Dispersive Mode Processing of Borehole Acoustic Logs Using Fast Slowness-Frequency Inversion
Authors
Said Assous (Weatherford Geocience Research) | Joanne Tudge (Weatherford Geocience Research) | James Whetton (Weatherford Geocience Research) | Peter Elkington (Weatherford Geocience Research)
Publisher
SPE - Society of Petroleum Engineers
Publication Date
November 12, 2018
Source
Abu Dhabi International Petroleum Exhibition & Conference, 12-15 November, Abu Dhabi, UAE
Paper ID
SPE-192767-MS
Abstract
Shear slowness is commonly computed from well log dipole flexural mode data using slowness-time-coherence (STC) processing.

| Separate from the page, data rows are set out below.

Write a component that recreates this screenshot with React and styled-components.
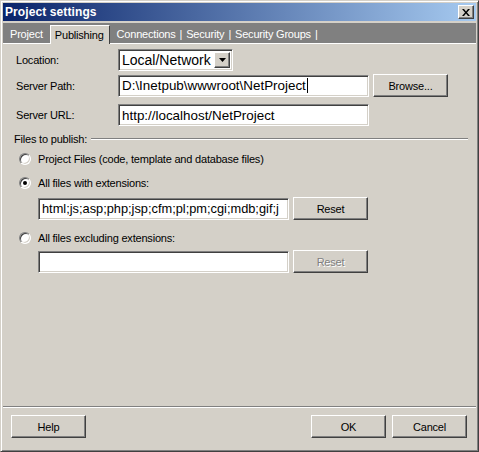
import React from "react";
import styled, { createGlobalStyle, css } from "styled-components";

const Global = createGlobalStyle`
  html, body { margin: 0; padding: 0; background: #d4d0c8; }
  body { font-family: "Liberation Sans", Arial, sans-serif; font-size: 11px; letter-spacing: -0.2px; color: #000; }
  * { box-sizing: border-box; }
`;

const raised = css`
  border: 1px solid;
  border-color: #ffffff #404040 #404040 #ffffff;
  box-shadow: inset -1px -1px #808080, inset 1px 1px #d4d0c8;
`;

const sunken = css`
  border: 1px solid;
  border-color: #808080 #ffffff #ffffff #808080;
  box-shadow: inset 1px 1px #404040, inset -1px -1px #d4d0c8;
`;

const Window = styled.div`
  width: 479px;
  height: 452px;
  background: #d4d0c8;
  border: 1px solid;
  border-color: #d4d0c8 #404040 #404040 #d4d0c8;
  box-shadow: inset 1px 1px #ffffff, inset -1px -1px #808080;
  padding: 2px;
  display: flex;
  flex-direction: column;
`;

const TitleBar = styled.div`
  height: 18px;
  background: linear-gradient(to right, #0a246a, #a6caf0);
  display: flex;
  align-items: center;
  justify-content: space-between;
  padding: 0 2px;
  flex-shrink: 0;
`;

const Title = styled.span`
  color: #fff;
  font-weight: bold;
  font-size: 12px;
  letter-spacing: 0.1px;
`;

const CloseBtn = styled.div`
  width: 16px;
  height: 14px;
  background: #d4d0c8;
  ${raised};
  display: flex;
  align-items: center;
  justify-content: center;
`;

const TabStrip = styled.div`
  margin-top: 1px;
  height: 22px;
  background: #808080;
  border-top: 1px solid #d4d0c8;
  border-bottom: 1px solid #ffffff;
  display: flex;
  align-items: flex-end;
  flex-shrink: 0;
`;

const Tab = styled.div`
  height: 18px;
  display: flex;
  align-items: center;
  padding: 0 ${(p) => p.$pr || 5}px 0 7px;
  color: ${(p) => (p.$active ? "#000" : "#fff")};
  ${(p) =>
    p.$active &&
    css`
      background: #d4d0c8;
      height: 19px;
      margin-bottom: -1px;
      padding: 0 5px 0 4px;
      border-left: 1px solid #fff;
      border-top: 1px solid #fff;
      border-right: 1px solid #404040;
    `}
`;

const Sep = styled.span`
  color: #fff;
  padding: 0 4px;
`;

const Body = styled.div`
  flex: 1;
  display: flex;
  flex-direction: column;
  padding: 5px 8px 0 13px;
`;

const FormRow = styled.div`
  display: flex;
  align-items: center;
  margin-top: ${(p) => p.$mt || 0}px;
`;

const Label = styled.span`
  width: 102px;
`;

const Field = styled.div`
  height: 22px;
  width: ${(p) => p.$w}px;
  background: #fff;
  ${sunken};
  display: flex;
  align-items: center;
  padding: 0 3px;
  font-size: ${(p) => p.$fs || 13.4}px;
  letter-spacing: 0;
  white-space: nowrap;
  overflow: hidden;
`;

const Caret = styled.span`
  display: inline-block;
  width: 1px;
  height: 15px;
  background: #000;
  margin-left: 1px;
`;

const Select = styled(Field)`
  padding: 0 2px 0 3px;
  justify-content: space-between;
  font-size: 14px;
`;

const Arrow = styled.div`
  width: 16px;
  height: 16px;
  background: #d4d0c8;
  ${raised};
  display: flex;
  align-items: center;
  justify-content: center;
`;

const Button = styled.div`
  width: 75px;
  height: 23px;
  background: #d4d0c8;
  ${raised};
  display: flex;
  align-items: center;
  justify-content: center;
  color: ${(p) => (p.$disabled ? "#808080" : "#000")};
  text-shadow: ${(p) => (p.$disabled ? "1px 1px #ffffff" : "none")};
  margin-left: ${(p) => p.$ml || 0}px;
`;

const GroupHead = styled.div`
  display: flex;
  align-items: center;
  height: 14px;
  margin: 6px 0 0 -2px;
  gap: 4px;
`;

const GroupLine = styled.div`
  flex: 1;
  height: 2px;
  border-top: 1px solid #808080;
  border-bottom: 1px solid #fff;
`;

const RadioRow = styled.div`
  display: flex;
  align-items: center;
  height: 14px;
  gap: 7px;
  padding-left: 3px;
  margin-top: ${(p) => p.$mt}px;
`;

const RadioCircle = styled.div`
  width: 12px;
  height: 12px;
  border-radius: 50%;
  background: #fff;
  border: 1px solid;
  border-color: #808080 #ffffff #ffffff #808080;
  box-shadow: inset 1px 1px #404040, inset -1px -1px #d4d0c8;
  display: flex;
  align-items: center;
  justify-content: center;
`;

const Dot = styled.div`
  width: 4px;
  height: 4px;
  border-radius: 50%;
  background: #000;
`;

const ExtRow = styled.div`
  display: flex;
  align-items: center;
  padding-left: 22px;
  margin-top: ${(p) => p.$mt}px;
  gap: 4px;
`;

const Spacer = styled.div`
  flex: 1;
`;

const Footer = styled.div`
  border-top: 1px solid #808080;
  box-shadow: inset 0 1px #ffffff;
  margin: 0 -8px 0 -13px;
  padding: 8px 9px 11px 8px;
  display: flex;
  align-items: center;
`;

const Radio = ({ checked, children, mt }) => (
  <RadioRow $mt={mt}>
    <RadioCircle>{checked && <Dot />}</RadioCircle>
    <span>{children}</span>
  </RadioRow>
);

export default function App() {
  return (
    <>
      <Global />
      <Window>
        <TitleBar>
          <Title>Project settings</Title>
          <CloseBtn>
            <svg width="8" height="7" viewBox="0 0 8 7">
              <path d="M0 0h2l2 2.5L6 0h2L5 3.5 8 7H6L4 4.5 2 7H0l3-3.5z" fill="#000" />
            </svg>
          </CloseBtn>
        </TitleBar>
        <TabStrip>
          <Tab $pr={7}>Project</Tab>
          <Tab $active>Publishing</Tab>
          <Tab>
            Connections<Sep>|</Sep>Security<Sep>|</Sep>Security Groups<Sep>|</Sep>
          </Tab>
        </TabStrip>
        <Body>
          <FormRow>
            <Label>Location:</Label>
            <Select $w={115}>
              <span>Local/Network</span>
              <Arrow>
                <svg width="7" height="4" viewBox="0 0 7 4">
                  <path d="M0 0h7L3.5 4z" fill="#000" />
                </svg>
              </Arrow>
            </Select>
          </FormRow>
          <FormRow $mt={3}>
            <Label>Server Path:</Label>
            <Field $w={251}>
              D:\Inetpub\wwwroot\NetProject<Caret />
            </Field>
            <Button $ml={4}>Browse...</Button>
          </FormRow>
          <FormRow $mt={7}>
            <Label>Server URL:</Label>
            <Field $w={251}>http://localhost/NetProject</Field>
          </FormRow>
          <GroupHead>
            <span>Files to publish:</span>
            <GroupLine />
          </GroupHead>
          <Radio mt={6}>Project Files (code, template and database files)</Radio>
          <Radio mt={10} checked>All files with extensions:</Radio>
          <ExtRow $mt={7}>
            <Field $w={251} $fs={12.8}>html;js;asp;php;jsp;cfm;pl;pm;cgi;mdb;gif;j</Field>
            <Button>Reset</Button>
          </ExtRow>
          <Radio mt={11}>All files excluding extensions:</Radio>
          <ExtRow $mt={5}>
            <Field $w={251} />
            <Button $disabled>Reset</Button>
          </ExtRow>
          <Spacer />
          <Footer>
            <Button>Help</Button>
            <Spacer />
            <Button>OK</Button>
            <Button $ml={6}>Cancel</Button>
          </Footer>
        </Body>
      </Window>
    </>
  );
}
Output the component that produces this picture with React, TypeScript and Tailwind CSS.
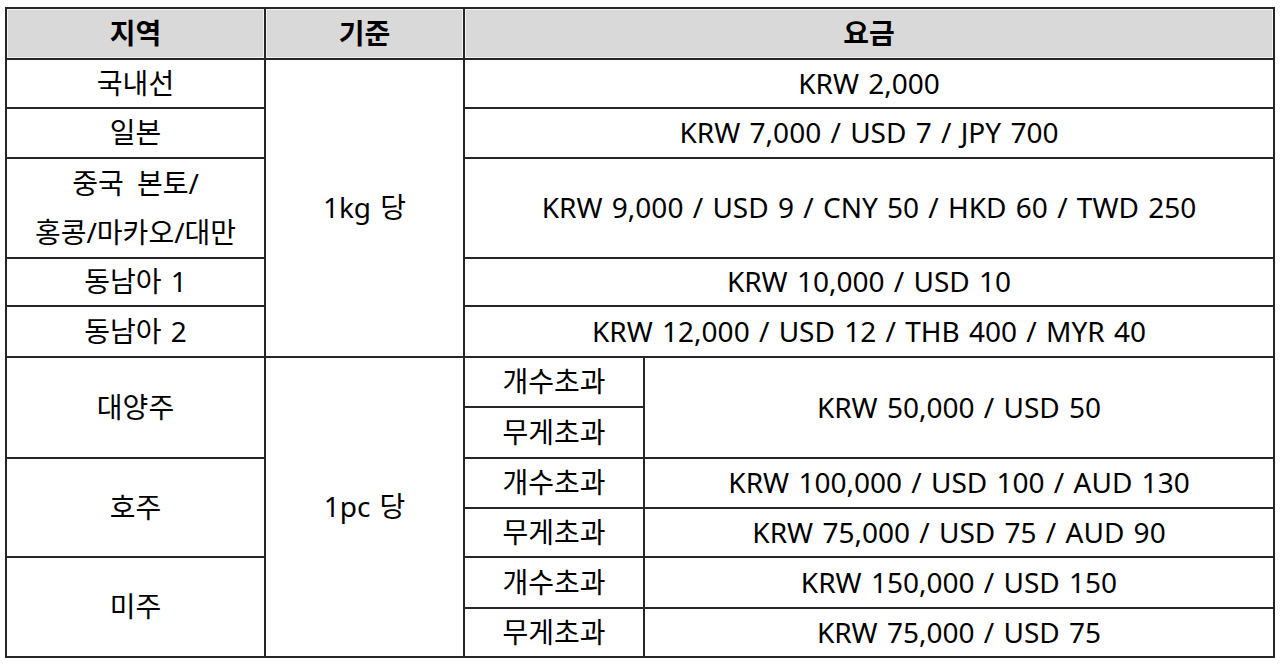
import React from "react";

const font = { fontFamily: '"Noto Sans", "Noto Sans CJK KR", sans-serif' };

export default function App() {
  const td = "border-2 border-[#262626] text-center align-middle p-0";
  return (
    <div className="w-[1280px] h-[664px] bg-white pl-[5px] pt-[7px] overflow-hidden" style={font}>
      <table className="table-fixed border-collapse w-[1268px] text-[28px] text-black leading-[1.2] [word-spacing:2px]">
        <colgroup>
          <col className="w-[259px]" />
          <col className="w-[199px]" />
          <col className="w-[180px]" />
          <col className="w-[630px]" />
        </colgroup>
        <tbody>
          <tr className="h-[51px]">
            <td className={`${td} bg-[#d9d9d9] font-bold shadow-[inset_0_0_0_1px_#f2f2f2]`}>지역</td>
            <td className={`${td} bg-[#d9d9d9] font-bold shadow-[inset_0_0_0_1px_#f2f2f2]`}>기준</td>
            <td colSpan={2} className={`${td} bg-[#d9d9d9] font-bold shadow-[inset_0_0_0_1px_#f2f2f2]`}>요금</td>
          </tr>
          <tr className="h-[49px]">
            <td className={td}>국내선</td>
            <td rowSpan={5} className={td}>1kg 당</td>
            <td colSpan={2} className={td}>KRW 2,000</td>
          </tr>
          <tr className="h-[50px]">
            <td className={td}>일본</td>
            <td colSpan={2} className={td}>KRW 7,000 / USD 7 / JPY 700</td>
          </tr>
          <tr className="h-[100px]">
            <td className={`${td} leading-[49px]`}>
              <span className="[word-spacing:6px]">중국 본토/</span>
              <br />
              홍콩/마카오/대만
            </td>
            <td colSpan={2} className={td}>KRW 9,000 / USD 9 / CNY 50 / HKD 60 / TWD 250</td>
          </tr>
          <tr className="h-[48px]">
            <td className={td}>동남아 1</td>
            <td colSpan={2} className={td}>KRW 10,000 / USD 10</td>
          </tr>
          <tr className="h-[51px]">
            <td className={td}>동남아 2</td>
            <td colSpan={2} className={td}>KRW 12,000 / USD 12 / THB 400 / MYR 40</td>
          </tr>
          <tr className="h-[50px]">
            <td rowSpan={2} className={td}>대양주</td>
            <td rowSpan={6} className={td}>1pc 당</td>
            <td className={td}>개수초과</td>
            <td rowSpan={2} className={td}>KRW 50,000 / USD 50</td>
          </tr>
          <tr className="h-[51px]">
            <td className={td}>무게초과</td>
          </tr>
          <tr className="h-[50px]">
            <td rowSpan={2} className={td}>호주</td>
            <td className={td}>개수초과</td>
            <td className={td}>KRW 100,000 / USD 100 / AUD 130</td>
          </tr>
          <tr className="h-[49px]">
            <td className={td}>무게초과</td>
            <td className={td}>KRW 75,000 / USD 75 / AUD 90</td>
          </tr>
          <tr className="h-[51px]">
            <td rowSpan={2} className={td}>미주</td>
            <td className={td}>개수초과</td>
            <td className={td}>KRW 150,000 / USD 150</td>
          </tr>
          <tr className="h-[49px]">
            <td className={td}>무게초과</td>
            <td className={td}>KRW 75,000 / USD 75</td>
          </tr>
        </tbody>
      </table>
    </div>
  );
}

Flexural dispersion is handled by restricting the signal's frequency content to the low frequencies that travel close to the formation's shear velocity, or by altering the phase relationships within the waveforms prior to STC processing in accordance with observed dispersion characteristics. Restricting the frequency range may not eliminate the need for a residual dispersion correction, however, and in noisy environments the dispersion curves needed for modifying phase relationships may be of poor quality. Formation and borehole properties have a significant influence on observed frequency content, and selection of bandwidth for the optimal balance between noise and size of the residual dispersion correction adds to overall processing time. Inversion addresses these difficulties by computing shear slowness directly from observed dispersion characteristics, but the process needs to be fast and tolerant to noise to be effective in commercial applications. In order to make the inversion efficient the iterative steps which compare observed and forward modeled dispersion curves are replaced with a fast neural net trained on a large number of pre-modeled curves generated with known formation and borehole properties. Automated mode frequency detection constrains the bandwidth over which dispersion curves are matched, accounting for potentially high levels of noise seen, for example, in horizontal wells. Results from 127,000 modelled and field data points show improved accuracy and precision relative to STC processing.